Interest is accrued on the unpaid balance is payable on each January 1, April 1, July 1 and October 1 calculated using the 3-Month Term Secured Overnight Financing Rate ("SOFR") published by CME Group Benchmark Administration plus a margin of 2.0% computed on the basis of actual number of days elapsed over 360 days. The Company paid NCB a nonrefundable commitment fee equal to 1.0% of the total principal amount equivalent to $0.1 million. The Company has the right to prepay the Term Loan in whole or in part at any time as permitted under specific terms in the Term Loan Agreement.

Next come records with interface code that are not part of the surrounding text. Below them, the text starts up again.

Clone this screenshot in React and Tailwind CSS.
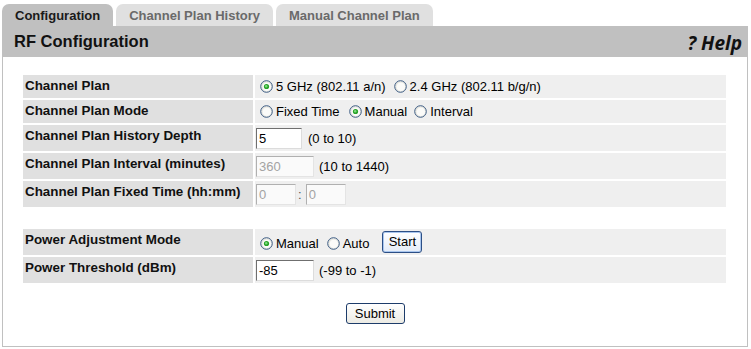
import React from 'react';

// XP style radio button
const Radio = ({ checked }) => (
  <svg width="13" height="13" viewBox="0 0 13 13" className="shrink-0">
    <circle cx="6.5" cy="6.5" r="5.8" fill="#e6e6e0" stroke="#3f5e86" strokeWidth="1" />
    <circle cx="6.8" cy="6.8" r="4.3" fill="#fbfbf9" />
    {checked && (
      <>
        <circle cx="6.5" cy="6.5" r="2.6" fill="#27a227" />
        <circle cx="6.2" cy="6.2" r="1.2" fill="#7bdc7b" />
      </>
    )}
  </svg>
);

const Option = ({ checked, label, className = '' }) => (
  <span className={`flex items-center gap-[3px] ${className}`}>
    <Radio checked={checked} />
    <span>{label}</span>
  </span>
);

const TextBox = ({ value, width, disabled }) => (
  <span
    className={`flex items-center h-[21px] pl-[2px] border ${
      disabled
        ? 'bg-[#fafafa] text-[#a3a3a3] border-t-[#b0b0b0] border-l-[#b0b0b0] border-r-[#e4e4e4] border-b-[#e4e4e4]'
        : 'bg-white text-black border-t-[#6f6f6f] border-l-[#6f6f6f] border-r-[#dcdcdc] border-b-[#dcdcdc]'
    }`}
    style={{ width }}
  >
    {value}
  </span>
);

const Label = ({ children }) => (
  <div className="bg-[#e0e0e0] pl-[2px] pt-[3px] font-bold text-[13.4px] leading-[15px] text-[#111]">{children}</div>
);

const Value = ({ children, className = '' }) => (
  <div className={`bg-[#efefef] pl-[1px] flex ${className}`}>{children}</div>
);

const tabs = [
  { name: 'Configuration', active: true },
  { name: 'Channel Plan History', active: false },
  { name: 'Manual Channel Plan', active: false }
];

export default function App() {
  return (
    <div className="w-[751px] h-[349px] bg-white pt-[4px] pl-[2px] text-[13px] leading-[15px] text-black font-['Liberation_Sans',Arial,sans-serif] overflow-hidden">
      {/* tabs */}
      <div className="flex gap-[3px] h-[22px]">
        {tabs.map(tab => (
          <div
            key={tab.name}
            className={`flex items-center pt-[1px] px-[13px] rounded-t-[7px] font-bold ${
              tab.active ? 'bg-[#c0c0c0] text-[#1a1a1a]' : 'bg-[#e0e0e0] text-[#6a6a6a]'
            }`}
          >
            {tab.name}
          </div>
        ))}
      </div>

      <div className="w-[746px]">
        {/* header bar */}
        <div className="h-[31px] bg-[#c0c0c0] flex items-center justify-between pl-[12px] pr-[6px]">
          <span className="font-bold text-[16.5px] text-[#111]">RF Configuration</span>
          <span className="font-['Noto_Sans',sans-serif] font-bold italic text-[19px] leading-[20px] text-[#111] pt-[2px]">? Help</span>
        </div>

        {/* body */}
        <div className="border-x border-b border-[#c0c0c0] pt-[18px] pl-[20px] pr-[20px] pb-[22px]">
          <div className="grid grid-cols-[230px_471px] gap-[2px]">
            <Label>Channel Plan</Label>
            <Value className="h-[23px] items-center">
              <Option checked label="5 GHz (802.11 a/n)" className="ml-[4px]" />
              <Option label="2.4 GHz (802.11 b/g/n)" className="ml-[8px]" />
            </Value>

            <Label>Channel Plan Mode</Label>
            <Value className="h-[23px] items-center">
              <Option label="Fixed Time" className="ml-[4px]" />
              <Option checked label="Manual" className="ml-[9px]" />
              <Option label="Interval" className="ml-[7px]" />
            </Value>

            <Label>Channel Plan History Depth</Label>
            <Value className="h-[26px] items-center">
              <div className="flex items-baseline">
                <TextBox value="5" width={46} />
                <span className="ml-[6px]">(0 to 10)</span>
              </div>
            </Value>

            <Label>Channel Plan Interval (minutes)</Label>
            <Value className="h-[26px] items-center">
              <div className="flex items-baseline">
                <TextBox value="360" width={58} disabled />
                <span className="ml-[5px]">(10 to 1440)</span>
              </div>
            </Value>

            <Label>Channel Plan Fixed Time (hh:mm)</Label>
            <Value className="h-[26px] items-center">
              <div className="flex items-baseline">
                <TextBox value="0" width={40} disabled />
                <span className="ml-[2px] mr-[4px] text-[#555]">:</span>
                <TextBox value="0" width={40} disabled />
              </div>
            </Value>
          </div>

          <div className="grid grid-cols-[230px_471px] gap-[2px] mt-[22px]">
            <Label>Power Adjustment Mode</Label>
            <Value className="h-[26px] items-end">
              <Option checked label="Manual" className="ml-[4px] mb-[4px]" />
              <Option label="Auto" className="ml-[8px] mb-[4px]" />
              <button className="ml-[13px] mb-[2px] h-[22px] w-[40px] rounded-[3px] border border-[#2c4f86] bg-gradient-to-b from-white to-[#e4ecf8] shadow-[inset_0_0_0_1px_#a9c6ee] text-[13px] leading-[15px] pb-[2px]">
                Start
              </button>
            </Value>

            <Label>Power Threshold (dBm)</Label>
            <Value className="h-[26px] items-center">
              <div className="flex items-baseline">
                <TextBox value="-85" width={58} />
                <span className="ml-[5px]">(-99 to -1)</span>
              </div>
            </Value>
          </div>

          <div className="flex justify-center mt-[20px]">
            <button className="h-[21px] w-[59px] rounded-[3px] border border-[#1d3c6a] bg-gradient-to-b from-white to-[#ecebe4] text-[13px] leading-[15px]">
              Submit
            </button>
          </div>
        </div>
      </div>
    </div>
  );
}
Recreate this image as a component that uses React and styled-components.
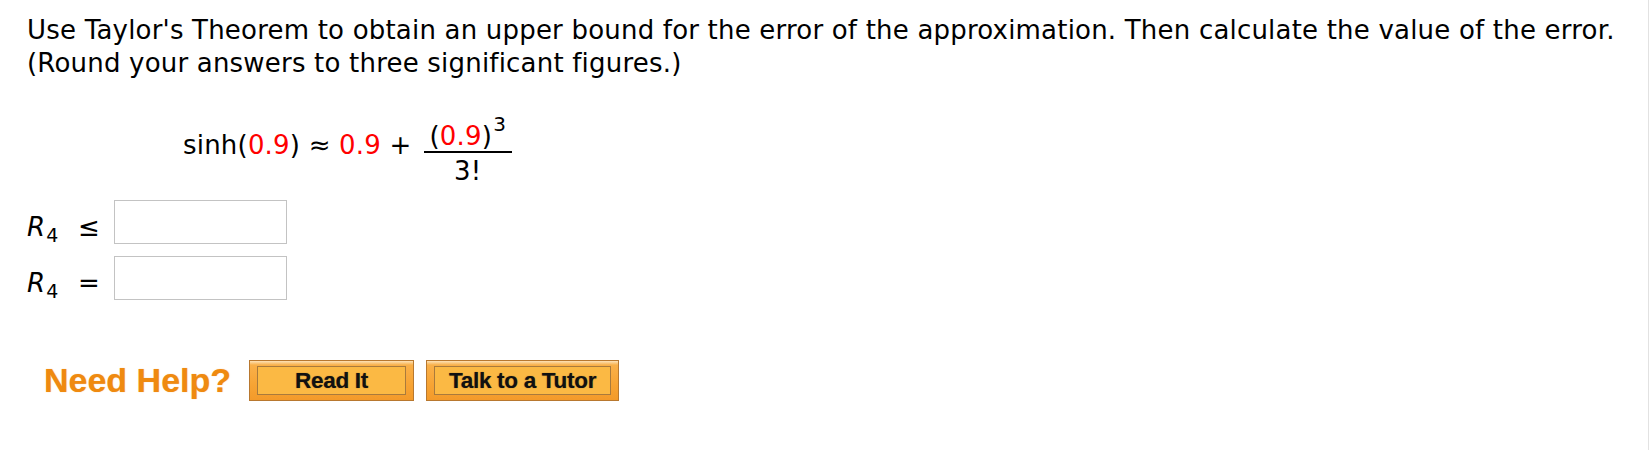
import React from 'react'
import styled, { createGlobalStyle } from 'styled-components'

const GlobalStyle = createGlobalStyle`
    html, body {
        margin: 0;
        padding: 0;
        background: #ffffff;
    }
`

const Page = styled.div`
    box-sizing: border-box;
    width: 1649px;
    height: 450px;
    padding: 14px 0 0 27px;
    border-right: 1px solid #e2e2e2;
    font-family: "DejaVu Sans", Verdana, sans-serif;
    font-size: 26px;
    letter-spacing: 0.2px;
    color: #000;
`

const Question = styled.p`
    margin: 0;
    line-height: 33px;
`

const Formula = styled.div`
    display: flex;
    align-items: flex-start;
    margin: 41px 0 0 156px;
`

const Lhs = styled.span`
    margin-top: 9px;
    line-height: 30px;
    white-space: pre;
`

const Red = styled.span`
    color: #ff0000;
`

const Fraction = styled.span`
    display: flex;
    flex-direction: column;
    align-items: stretch;
    margin-left: 12px;
`

const Numer = styled.span`
    display: block;
    padding: 0 6px;
    line-height: 30px;
    text-align: center;
    border-bottom: 2px solid #000;
`

const Sup = styled.sup`
    font-size: 20px;
    line-height: 0;
    vertical-align: 14px;
    margin-left: 1px;
`

const Denom = styled.span`
    display: block;
    margin-top: 3px;
    line-height: 30px;
    text-align: center;
`

const Answers = styled.div`
    display: flex;
    flex-direction: column;
    gap: 12px;
    margin-top: 14px;
`

const AnswerRow = styled.div`
    display: flex;
    align-items: flex-start;
`

const Label = styled.span`
    display: flex;
    align-items: baseline;
    width: 87px;
    padding-top: 12px;
    line-height: 30px;
`

const Symbol = styled.span`
    width: 51px;
`

const Var = styled.i`
    font-style: italic;
`

const Sub = styled.sub`
    font-size: 19px;
    line-height: 0;
    vertical-align: -6px;
    margin-left: 1px;
`

const Op = styled.span``

const Field = styled.input`
    box-sizing: border-box;
    width: 173px;
    height: 44px;
    margin: 0;
    padding: 0 6px;
    border: 1px solid #c3c3c3;
    border-radius: 0;
    outline: none;
    font: inherit;
    background: #fff;
`

const HelpRow = styled.div`
    display: flex;
    align-items: center;
    margin: 60px 0 0 17px;
`

const HelpTitle = styled.span`
    font-family: "Liberation Sans", Arial, sans-serif;
    font-weight: bold;
    font-size: 34px;
    letter-spacing: 0;
    color: #ef8a10;
    text-shadow: 0 0 1px rgba(239, 138, 16, 0.6);
    margin-right: 18px;
`

const HelpButton = styled.button`
    box-sizing: border-box;
    display: flex;
    width: ${p => p.$w}px;
    height: 41px;
    margin: 0 12px 0 0;
    padding: 5px 7px 5px 7px;
    border: 1px solid #b8782f;
    background: linear-gradient(#fde2b8 0, #f9b04a 4px, #f7a434 60%, #f39a2a 100%);
    cursor: pointer;
`

const ButtonFace = styled.span`
    flex: 1;
    display: flex;
    align-items: center;
    justify-content: center;
    border: 1px solid #a97a3c;
    background: #fbb944;
    font-family: "Liberation Sans", Arial, sans-serif;
    font-weight: bold;
    font-size: 22.5px;
    letter-spacing: -0.3px;
    color: #111;
    text-shadow: 0 0 1px rgba(0, 0, 0, 0.5);
`

export default function App() {
    return (
        <>
            <GlobalStyle />
            <Page>
                <Question>
                    Use Taylor's Theorem to obtain an upper bound for the error of the approximation. Then calculate the value of the error.
                    <br />
                    (Round your answers to three significant figures.)
                </Question>
                <Formula>
                    <Lhs>sinh(<Red>0.9</Red>) ≈ <Red>0.9</Red> +</Lhs>
                    <Fraction>
                        <Numer>(<Red>0.9</Red>)<Sup>3</Sup></Numer>
                        <Denom>3!</Denom>
                    </Fraction>
                </Formula>
                <Answers>
                    <AnswerRow>
                        <Label>
                            <Symbol><Var>R</Var><Sub>4</Sub></Symbol>
                            <Op>≤</Op>
                        </Label>
                        <Field type="text" />
                    </AnswerRow>
                    <AnswerRow>
                        <Label>
                            <Symbol><Var>R</Var><Sub>4</Sub></Symbol>
                            <Op>=</Op>
                        </Label>
                        <Field type="text" />
                    </AnswerRow>
                </Answers>
                <HelpRow>
                    <HelpTitle>Need Help?</HelpTitle>
                    <HelpButton $w={165}><ButtonFace>Read It</ButtonFace></HelpButton>
                    <HelpButton $w={193}><ButtonFace>Talk to a Tutor</ButtonFace></HelpButton>
                </HelpRow>
            </Page>
        </>
    )
}
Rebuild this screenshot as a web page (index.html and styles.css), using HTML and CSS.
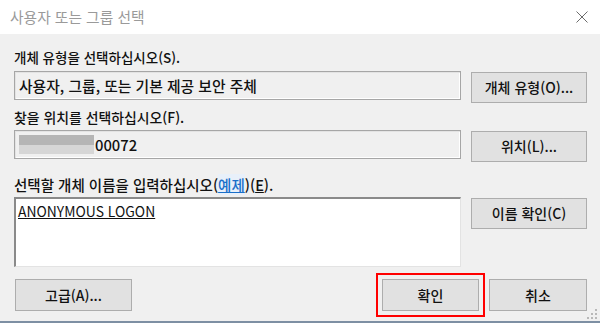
FILE: index.html
```html
<!DOCTYPE html>
<html lang="ko">
<head>
<meta charset="utf-8">
<title>사용자 또는 그룹 선택</title>
<link rel="stylesheet" href="styles.css">
</head>
<body>
<div class="window">
  <div class="titlebar">
    <span class="title">사용자 또는 그룹 선택</span>
    <svg class="close" width="12" height="12" viewBox="0 0 12 12"><path d="M0.5 0.5 L11.5 11.5 M11.5 0.5 L0.5 11.5" stroke="#6b6b6b" stroke-width="1" fill="none"/></svg>
  </div>
  <div class="content">
    <div class="label l1">개체 유형을 선택하십시오(S).</div>
    <div class="row r1">
      <div class="field readonly">사용자, 그룹, 또는 기본 제공 보안 주체</div>
      <button class="btn side">개체 유형(O)...</button>
    </div>
    <div class="label l2">찾을 위치를 선택하십시오(F).</div>
    <div class="row r2">
      <div class="field readonly"><span class="redact"></span>00072</div>
      <button class="btn side">위치(L)...</button>
    </div>
    <div class="label l3">선택할 개체 이름을 입력하십시오(<a class="link">예제</a>)(<u>E</u>).</div>
    <div class="row r3">
      <div class="area"><u>ANONYMOUS LOGON</u></div>
      <button class="btn side">이름 확인(C)</button>
    </div>
    <div class="footer">
      <button class="btn adv">고급(A)...</button>
      <div class="spacer"></div>
      <div class="okwrap"><button class="btn ok">확인</button></div>
      <button class="btn cancel">취소</button>
    </div>
  </div>
  <div class="bottomline"></div>
  <svg class="grip" width="10" height="10" viewBox="0 0 10 10">
    <rect x="8" y="0" width="2" height="2" fill="#b8b8b8"/>
    <rect x="4" y="4" width="2" height="2" fill="#b8b8b8"/>
    <rect x="8" y="4" width="2" height="2" fill="#b8b8b8"/>
    <rect x="0" y="8" width="2" height="2" fill="#b8b8b8"/>
    <rect x="4" y="8" width="2" height="2" fill="#b8b8b8"/>
    <rect x="8" y="8" width="2" height="2" fill="#b8b8b8"/>
  </svg>
</div>
</body>
</html>
```
FILE: styles.css
```css
* { box-sizing: border-box; }
html, body { margin: 0; padding: 0; }
body {
  width: 600px;
  height: 323px;
  overflow: hidden;
  font-family: "Noto Sans CJK KR", "Noto Sans", sans-serif;
  font-size: 13.5px;
  font-weight: 500;
  color: #111;
  background: #f0f0f0;
}
.window {
  position: relative;
  width: 600px;
  height: 323px;
  display: flex;
  flex-direction: column;
  background: #f0f0f0;
}
.titlebar {
  height: 34px;
  background: #fff;
  display: flex;
  align-items: center;
  justify-content: space-between;
  padding: 0 12px 0 10px;
  flex: none;
}
.title {
  color: #9a9a9a;
  font-size: 14.75px;
  font-weight: 400;
  margin-top: -2px;
}
.close { margin-top: -1px; }
.content {
  flex: 1;
  padding: 0 13px 0 14px;
  display: flex;
  flex-direction: column;
}
.label {
  height: 16px;
  line-height: 16px;
  white-space: nowrap;
}
.l1 { margin-top: 15px; }
.l2 { margin-top: 6px; font-size: 13.9px; }
.l3 { margin-top: 15px; font-size: 14.5px; }
.row {
  display: flex;
  align-items: flex-start;
  gap: 10px;
}
.r1 { margin-top: 6px; }
.r2 { margin-top: 5px; }
.r3 { margin-top: 4px; }
.field {
  width: 447px;
  height: 29px;
  border: 1px solid #a6a6a6;
  box-shadow: inset 1px 1px 0 #e3e3e3, inset -1px -1px 0 #ffffff;
  background: #f0f0f0;
  padding: 4px 4px;
  font-size: 14.8px;
  line-height: 19px;
  white-space: nowrap;
  display: flex;
  align-items: center;
}
.redact {
  display: inline-block;
  width: 75px;
  height: 19px;
  margin-right: 1px;
  background: linear-gradient(#b5b5b5 0, #b5b5b5 55%, #d6d6d6 55%, #d6d6d6 100%);
}
.area {
  width: 447px;
  height: 70px;
  background: #fff;
  border-top: 2px solid #8a8a8a;
  border-left: 2px solid #8a8a8a;
  border-right: 1px solid #e3e3e3;
  border-bottom: 1px solid #e3e3e3;
  padding: 4px 2px;
  font-size: 13.9px;
  font-weight: 400;
  line-height: 16px;
  color: #111;
}
.btn {
  font: inherit;
  font-size: 14px;
  color: #111;
  background: #e1e1e1;
  border: 1px solid #adadad;
  border-radius: 0;
  padding: 0;
  height: 31px;
  line-height: 29px;
  text-align: center;
  margin: 0;
}
.side { width: 116px; margin-top: 1px; }
.footer {
  margin-top: 12px;
  display: flex;
  align-items: flex-start;
}
.adv { width: 117px; margin-left: 1px; height: 32px; }
.spacer { flex: 1; }
.okwrap {
  position: relative;
  width: 97px;
  height: 32px;
}
.ok { width: 97px; height: 32px; }
.okwrap::after {
  content: "";
  position: absolute;
  left: -6px;
  top: -6px;
  right: -6px;
  bottom: -6px;
  border: 2px solid #ff0000;
  pointer-events: none;
}
.cancel { width: 98px; height: 32px; margin-left: 10px; margin-right: 0; }
.link {
  color: #1a6fc9;
  text-decoration: underline;
  background: #e8f0fa;
}
.bottomline {
  position: absolute;
  left: 0;
  right: 0;
  bottom: 0;
  height: 2px;
  background: #7d8fa3;
}
.grip {
  position: absolute;
  right: 3px;
  bottom: 4px;
}
```
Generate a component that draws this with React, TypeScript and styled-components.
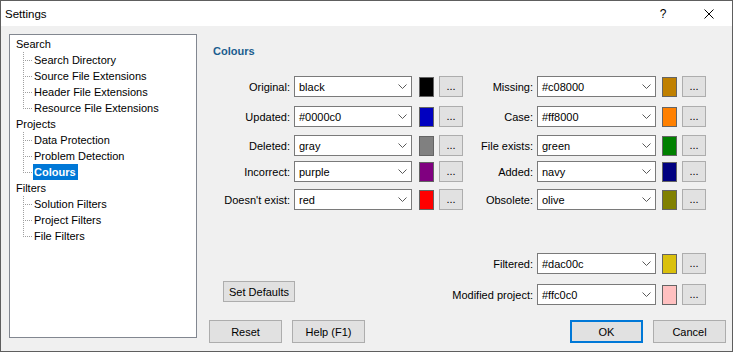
import React from "react";
import styled, { createGlobalStyle } from "styled-components";

const GlobalStyle = createGlobalStyle`
    body {
        margin: 0;
        font-family: "Liberation Sans", Arial, sans-serif;
        font-size: 11px;
        color: #000;
        background: #fff;
    }
`

const Window = styled.div`
    width: 733px;
    height: 352px;
    box-sizing: border-box;
    border: 1px solid #5e5e5e;
    display: flex;
    flex-direction: column;
    background: #f0f0f0;
`

const TitleBar = styled.div`
    height: 25px;
    flex: none;
    display: flex;
    align-items: center;
    background: #ffffff;
    padding-left: 4px;
`

const Title = styled.div`
    flex: 1;
    font-size: 11.5px;
`

const CaptionButton = styled.div`
    width: 46px;
    height: 25px;
    display: flex;
    align-items: center;
    justify-content: center;
    font-size: 12px;
`

const Body = styled.div`
    flex: 1;
    display: flex;
    padding: 8px 6px 8px 8px;
`

const TreePanel = styled.div`
    width: 188px;
    height: 304px;
    box-sizing: border-box;
    border: 1px solid #828790;
    background: #ffffff;
    padding-top: 1px;
    flex: none;
`

const TreeRoot = styled.div`
    height: 16px;
    line-height: 16px;
    padding-left: 6px;
`

const TreeChild = styled.div`
    height: 16px;
    display: flex;
    padding-left: 13px;
`

const Connector = styled.span<{ $last?: boolean }>`
    width: 10px;
    height: 16px;
    flex: none;
    background:
        repeating-linear-gradient(to bottom, #a0a0a0 0 1px, transparent 1px 2px) 0 0 / 1px ${p => (p.$last ? "9px" : "16px")} no-repeat,
        repeating-linear-gradient(to right, #a0a0a0 0 1px, transparent 1px 2px) 0 8px / 10px 1px no-repeat;
`

const TreeLabel = styled.span<{ $selected?: boolean }>`
    line-height: 16px;
    padding: 0 2px 0 1px;
    background: ${p => (p.$selected ? "#0078d7" : "transparent")};
    color: ${p => (p.$selected ? "#ffffff" : "#000000")};
    font-weight: ${p => (p.$selected ? "bold" : "normal")};
`

const Content = styled.div`
    flex: 1;
    margin-left: 12px;
    display: flex;
    flex-direction: column;
`

const Heading = styled.div`
    margin: 9px 0 0 4px;
    line-height: 16px;
    font-weight: bold;
    color: #1a5d8e;
`

const Row = styled.div<{ $top: number }>`
    display: flex;
    align-items: center;
    height: 21px;
    margin-top: ${p => p.$top}px;
`

const Field = styled.div`
    display: flex;
    align-items: center;
`

// long labels run out to the left, as in the dialog
const Label = styled.label<{ $width: number }>`
    width: ${p => p.$width}px;
    flex: none;
    box-sizing: border-box;
    padding-right: 4px;
    display: flex;
    justify-content: flex-end;
    white-space: nowrap;
`

const Combo = styled.div<{ $width: number }>`
    width: ${p => p.$width}px;
    height: 21px;
    box-sizing: border-box;
    border: 1px solid #7a7a7a;
    background: #ffffff;
    display: flex;
    align-items: center;
    padding: 0 4px 0 4px;
`

const ComboText = styled.span`
    flex: 1;
`

const Swatch = styled.div<{ $gap: number; $colour: string }>`
    margin-left: ${p => p.$gap}px;
    width: 15px;
    height: 20px;
    box-sizing: border-box;
    border: 1px solid #646464;
    background: ${p => p.$colour};
`

const Button = styled.button<{ $width?: number; $height?: number; $default?: boolean }>`
    width: ${p => p.$width ?? 73}px;
    height: ${p => p.$height ?? 23}px;
    box-sizing: border-box;
    margin: 0;
    padding: 0;
    border: ${p => (p.$default ? "2px solid #0078d7" : "1px solid #adadad")};
    background: #e1e1e1;
    font-family: "Liberation Sans", Arial, sans-serif;
    font-size: 11px;
    color: #000;
`

const MoreButton = styled(Button)`
    margin-left: 5px;
    line-height: 19px;
`

const Spacer = styled.div<{ $width: number }>`
    width: ${p => p.$width}px;
    flex: none;
    display: flex;
    align-items: center;
`

const DefaultsButton = styled(Button)`
    margin: 0 0 6px 14px;
`

const ButtonBar = styled.div`
    margin-top: auto;
    display: flex;
    align-items: center;
    gap: 10px;
`

const Grow = styled.div`
    flex: 1;
`

const Chevron = () => (
    <svg width="9" height="5" viewBox="0 0 9 5">
        <path d="M0.5 0.5 L4.5 4.5 L8.5 0.5" fill="none" stroke="#5a5a5a" strokeWidth="1" />
    </svg>
)

const CloseIcon = () => (
    <svg width="10" height="10" viewBox="0 0 10 10">
        <path d="M0.5 0.5 L9.5 9.5 M9.5 0.5 L0.5 9.5" stroke="#000" strokeWidth="1" />
    </svg>
)

type Colour = { label: string; value: string; colour: string };

const leftColours: Colour[] = [
    { label: "Original:", value: "black", colour: "#000000" },
    { label: "Updated:", value: "#0000c0", colour: "#0000c0" },
    { label: "Deleted:", value: "gray", colour: "#808080" },
    { label: "Incorrect:", value: "purple", colour: "#800080" },
    { label: "Doesn't exist:", value: "red", colour: "#ff0000" },
]

const rightColours: Colour[] = [
    { label: "Missing:", value: "#c08000", colour: "#c08000" },
    { label: "Case:", value: "#ff8000", colour: "#ff8000" },
    { label: "File exists:", value: "green", colour: "#008000" },
    { label: "Added:", value: "navy", colour: "#000080" },
    { label: "Obsolete:", value: "olive", colour: "#808000" },
]

const rowGaps = [17, 9, 8, 5, 7];

const tree = [
    { name: "Search", children: ["Search Directory", "Source File Extensions", "Header File Extensions", "Resource File Extensions"] },
    { name: "Projects", children: ["Data Protection", "Problem Detection", "Colours"] },
    { name: "Filters", children: ["Solution Filters", "Project Filters", "File Filters"] },
]

const ColourField = ({ c, side }: { c: Colour; side: "left" | "right" }) => (
    <Field>
        <Label $width={side === "left" ? 85 : 74}>{c.label}</Label>
        <Combo $width={side === "left" ? 118 : 119}>
            <ComboText>{c.value}</ComboText>
            <Chevron />
        </Combo>
        <Swatch $gap={side === "left" ? 7 : 6} $colour={c.colour} />
        <MoreButton $width={24} $height={21}>...</MoreButton>
    </Field>
)

const App: React.FC = () => {
    return (
        <>
            <GlobalStyle />
            <Window>
                <TitleBar>
                    <Title>Settings</Title>
                    <CaptionButton>?</CaptionButton>
                    <CaptionButton><CloseIcon /></CaptionButton>
                </TitleBar>
                <Body>
                    <TreePanel>
                        {tree.map(group => (
                            <React.Fragment key={group.name}>
                                <TreeRoot>{group.name}</TreeRoot>
                                {group.children.map((child, i) => (
                                    <TreeChild key={child}>
                                        <Connector $last={i === group.children.length - 1} />
                                        <TreeLabel $selected={child === "Colours"}>{child}</TreeLabel>
                                    </TreeChild>
                                ))}
                            </React.Fragment>
                        ))}
                    </TreePanel>
                    <Content>
                        <Heading>Colours</Heading>
                        {leftColours.map((c, i) => (
                            <Row key={c.label} $top={rowGaps[i]}>
                                <ColourField c={c} side="left" />
                                <ColourField c={rightColours[i]} side="right" />
                            </Row>
                        ))}
                        <Row $top={43}>
                            <Spacer $width={254} />
                            <ColourField c={{ label: "Filtered:", value: "#dac00c", colour: "#dac00c" }} side="right" />
                        </Row>
                        <Row $top={10}>
                            <Spacer $width={254}>
                                <DefaultsButton $width={72} $height={21}>Set Defaults</DefaultsButton>
                            </Spacer>
                            <ColourField c={{ label: "Modified project:", value: "#ffc0c0", colour: "#ffc0c0" }} side="right" />
                        </Row>
                        <ButtonBar>
                            <Button>Reset</Button>
                            <Button>Help (F1)</Button>
                            <Grow />
                            <Button $default>OK</Button>
                            <Button>Cancel</Button>
                        </ButtonBar>
                    </Content>
                </Body>
            </Window>
        </>
    )
}

export default App;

The Term Loan is secured by the Company's operating solar systems located in Ohio, Indiana and Michigan.  The Term Loan is subject to various financial and negative covenants and at June 30, 2025 the Company was in compliance with all such covenants.

 

The Company capitalized $0.1 million of debt issuance cost in 2024 in connection with the Term Loan. At June 30, 2025 and December 31, 2024, there was $7.4 million and $7.4 million, outstanding under the Term Loan at a weighted average interest rate of 6.3% and 6.5%, respectively.

 

The Company also entered into a Cash Management Agreement with NCB to manage the cash flows of the operations of collateralized solar projects. The Cash Management Agreement also provided certain restriction on certain cash accounts specified in the agreements. At June 30, 2025 and  December 31, 2024, aggregate of $0.6 million and $0.4 million, respectively, are deposited in NCB and are subject to certain restrictions.

 

Credit Agreement with JPMorgan Chase Bank

 

On December 13, 2018, the Company entered into a Credit Agreement with JPMorgan Chase Bank (the “Credit Agreement”). On October 25, 2024, the Company entered into the fourth amendment of the existing Credit Agreement to extend the maturity date to December 31, 2025. The aggregate available borrowing amount was reduced to a $3.0 million credit line facility (the “Credit Line”). The Company pays a commitment fee of 0.1% per annum on the unused portion of the Credit Line as specified in the Credit Agreement. The borrowed amounts will be in the form of letters of credit which will bear interest of 1.0% per annum. The Company will also pay a fee for each letter of credit that is issued equal to the greater of $500 or 1.0% of the original maximum available amount of the letter of credit. The Company agreed to deposit cash in a money market account at JPMorgan Chase Bank as collateral for the line of credit equal to $3.1 million. As of June 30, 2025, there are $0.7 million in letters of credit issued by JP Morgan Chase Bank. At June 30, 2025, the cash collateral of $3.3 million was included in restricted cash—short-term in the condensed consolidated balance sheet.